Aerospace Engineer Explains Why Crew Faces Communication Blackout During Flyby
During Artemis II's lunar flyby, Orion's passage behind the Moon cut all radio contact for 40 minutes - a geometry problem, not a glitch.

The moment the Orion spacecraft slipped behind the Moon on Monday evening, it took four astronauts and all radio contact with them with it. For aerospace engineer Elio Morillo, who explained the phenomenon for a national audience, the silence was entirely predictable: a straightforward consequence of physics, geometry, and the fact that the Moon is a very large rock.
The planned communications blackout for the Artemis II mission began at approximately 6:44 p.m. EDT and was expected to last 40 minutes. The cause is simple to state but easy to underestimate in scale. When Orion crossed onto the far side of the Moon, the lunar body itself sat directly between the spacecraft and Earth, physically blocking every radio signal the Deep Space Network relies on to maintain contact. No signal can bend around 2,000 miles of rock.
Morillo, a former systems engineer at NASA's Jet Propulsion Laboratory who worked on the Mars 2020 Perseverance rover and now leads avionics testing for Blue Origin's lunar landers, is one of the clearest voices translating this kind of orbital mechanics for general audiences. The blackout is not a failure mode. It is a predictable interval baked into the flight plan from the start, the same class of problem that engineers model out months before launch.
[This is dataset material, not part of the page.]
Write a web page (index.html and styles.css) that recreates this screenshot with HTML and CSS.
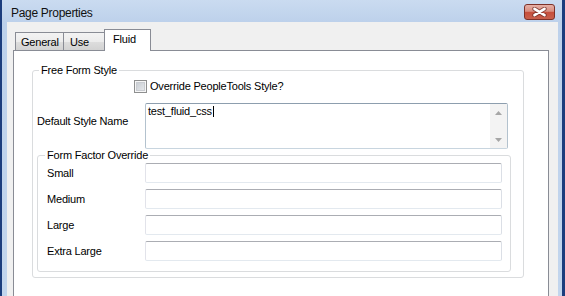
FILE: index.html
```html
<!DOCTYPE html>
<html>
<head>
<meta charset="utf-8">
<link rel="stylesheet" href="styles.css">
</head>
<body>
<div class="window">
  <div class="titlebar">
    <span class="title">Page Properties</span>
    <div class="close">
      <svg width="15" height="10" viewBox="0 0 15 10">
        <path d="M2.5 1.8 L12.5 8.2 M12.5 1.8 L2.5 8.2" stroke="#6b2a22" stroke-width="4.4" stroke-linecap="round" fill="none" opacity="0.7"/>
        <path d="M2.5 1.8 L12.5 8.2 M12.5 1.8 L2.5 8.2" stroke="#ffffff" stroke-width="2.6" stroke-linecap="round" fill="none"/>
      </svg>
    </div>
  </div>
  <div class="client">
    <div class="tabs">
      <div class="tab tab-general">General</div>
      <div class="tab tab-use">Use</div>
      <div class="tab tab-fluid">Fluid</div>
    </div>
    <div class="panel">
      <fieldset class="group outer">
        <legend>Free Form Style</legend>
        <div class="check-row">
          <span class="checkbox"></span>
          <span class="check-label">Override PeopleTools Style?</span>
        </div>
        <div class="style-row">
          <span class="style-label">Default Style Name</span>
          <div class="textarea">
            <div class="ta-text">test_fluid_css<span class="caret"></span></div>
            <div class="scrollbar">
              <div class="sb-btn">
                <svg width="7" height="4" viewBox="0 0 7 4"><path d="M0 4 L3.5 0 L7 4 Z" fill="#a6a6a6"/></svg>
              </div>
              <div class="sb-btn">
                <svg width="7" height="4" viewBox="0 0 7 4"><path d="M0 0 L3.5 4 L7 0 Z" fill="#a6a6a6"/></svg>
              </div>
            </div>
          </div>
        </div>
        <fieldset class="group inner">
          <legend>Form Factor Override</legend>
          <div class="ff-grid">
            <span class="ff-label">Small</span><div class="input"></div>
            <span class="ff-label">Medium</span><div class="input"></div>
            <span class="ff-label">Large</span><div class="input"></div>
            <span class="ff-label">Extra Large</span><div class="input"></div>
          </div>
        </fieldset>
      </fieldset>
    </div>
  </div>
</div>
</body>
</html>
```
FILE: styles.css
```css
* { box-sizing: border-box; }

body {
  margin: 0;
  font-family: "Liberation Sans", Arial, sans-serif;
  font-size: 11px;
  color: #000;
  letter-spacing: -0.2px;
}

.window {
  width: 565px;
  height: 296px;
  overflow: hidden;
  display: flex;
  flex-direction: column;
  background: linear-gradient(#cadbf0, #bdd1eb 22px, #c2d5ed);
  border-left: 2px solid #1c3d7d;
  border-right: 3px solid #1c3d7d;
  padding: 0 4px 0 5px;
}

.titlebar {
  height: 22px;
  flex: none;
  display: flex;
  align-items: flex-start;
  padding-left: 4px;
}

.title {
  font-size: 12px;
  line-height: 14px;
  margin-top: 6px;
  letter-spacing: -0.3px;
  color: #111;
}

.close {
  margin-left: auto;
  margin-top: 4px;
  margin-right: 3px;
  width: 31px;
  height: 16px;
  border: 1px solid #7d3128;
  border-radius: 3px;
  background: linear-gradient(#e6b0a6, #d98e80 45%, #c64f3c 52%, #c9604c);
  display: flex;
  align-items: center;
  justify-content: center;
}

.close svg { display: block; }

.client {
  flex: 1;
  min-height: 0;
  background: #f0f0f0;
  padding: 7px 9px 0 6px;
  display: flex;
  flex-direction: column;
}

.tabs {
  flex: none;
  height: 21px;
  display: flex;
  align-items: flex-end;
  padding-left: 2px;
}

.tab {
  height: 18px;
  border: 1px solid #898c95;
  border-bottom: 0;
  background: linear-gradient(#f3f3f3, #ececec 50%, #dedede 50%, #d2d2d2);
  padding-top: 3px;
  line-height: 13px;
  white-space: nowrap;
}

.tab-general { width: 49px; padding-left: 5px; }
.tab-use { width: 41px; border-left: 0; padding-left: 6px; }

.tab-fluid {
  width: 47px;
  height: 22px;
  margin-left: -1px;
  margin-bottom: -1px;
  background: #fff;
  position: relative;
  z-index: 1;
  padding-left: 8px;
}

.panel {
  flex: none;
  height: 270px;
  background: #fff;
  border: 1px solid #898c95;
  padding: 13px 24px 0 18px;
}

.group {
  margin: 0;
  min-width: 0;
  border: 1px solid #dadcde;
  border-radius: 3px;
}

.group legend {
  line-height: 13px;
  padding: 0 2px;
}

.outer { padding: 0 12px 5px 4px; }
.outer > legend { margin-left: 2px; }

.check-row {
  display: flex;
  align-items: center;
  height: 13px;
  margin-top: 3px;
  padding-left: 97px;
  line-height: 13px;
}

.checkbox {
  width: 13px;
  height: 13px;
  flex: none;
  border: 1px solid #8e8f8f;
  background: linear-gradient(135deg, #c3c8ce, #eceef0);
  box-shadow: inset 0 0 0 1px #f6f6f6, inset 0 0 0 2px #c9ccd1;
}

.check-label { margin-left: 3px; white-space: nowrap; }

.style-row {
  display: grid;
  grid-template-columns: 108px 363px;
  margin-top: 10px;
}

.style-label {
  padding-top: 12px;
  line-height: 13px;
  white-space: nowrap;
}

.textarea {
  height: 46px;
  display: flex;
  background: #fff;
  border: 1px solid;
  border-color: #8d9eae #b3c2ce #c8d5df #b3c2ce;
  border-radius: 2px;
}

.ta-text {
  flex: 1;
  padding: 1px 0 0 2px;
  line-height: 13px;
  white-space: nowrap;
}

.caret {
  display: inline-block;
  width: 1px;
  height: 11px;
  background: #000;
  margin-left: 1px;
  vertical-align: -2px;
}

.scrollbar {
  width: 17px;
  flex: none;
  background: #f3f3f3;
  display: flex;
  flex-direction: column;
  justify-content: space-between;
}

.sb-btn {
  height: 17px;
  display: flex;
  align-items: center;
  justify-content: center;
}

.sb-btn svg { display: block; }

.inner { padding: 1px 8px 10px 9px; }
.inner > legend { margin-left: -2px; }

.ff-grid {
  display: grid;
  grid-template-columns: 98px 357px;
  row-gap: 6px;
  align-items: center;
}

.ff-label {
  line-height: 13px;
  white-space: nowrap;
}

.input {
  height: 20px;
  background: #fff;
  border: 1px solid;
  border-color: #abadb3 #dbdfe6 #e3e9ef #e2e3ea;
  border-radius: 2px;
}
```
The crew of Reid Wiseman, Victor Glover, Christina Koch, and Canadian Space Agency astronaut Jeremy Hansen were not flying blind during those 40 minutes. They were simply unreachable. Orion reached its closest approach to the lunar surface at approximately 7:02 p.m. EDT, about 4,070 miles above the Moon, while ground controllers at Johnson Space Center had no choice but to wait. Mission control tracking the spacecraft's last known trajectory would have a precise window for when to expect the signal to resume as Orion emerged from the far side and line-of-sight with Earth's Deep Space Network stations was restored.

The blackout framed the most dramatic hour of the entire mission. The spacecraft had entered the lunar sphere of influence at 12:37 a.m. EDT the same morning, the point at which the Moon's gravity exerted a stronger pull on Orion than Earth's. Mission Specialist Koch marked the crossing with a note to ground controllers: "We are now falling to the Moon rather than rising away from Earth. It is an amazing milestone!"
By 7:05 p.m. EDT, Orion was expected to reach 252,757 miles from Earth, breaking the human spaceflight distance record set by Apollo 13 in April 1970, when that crew's emergency return trajectory carried them 248,655 miles out. The record had already technically fallen at 1:56 p.m., more than four hours before the blackout began.
The last time humans swung around the far side of the Moon and vanished from radio contact was Apollo 17 in December 1972. Artemis II made that experience routine again, which was precisely the point. Every 40-minute gap in the telemetry is a solved problem, not an unknown one, and the engineering behind that confidence is what makes crewed lunar missions manageable in public.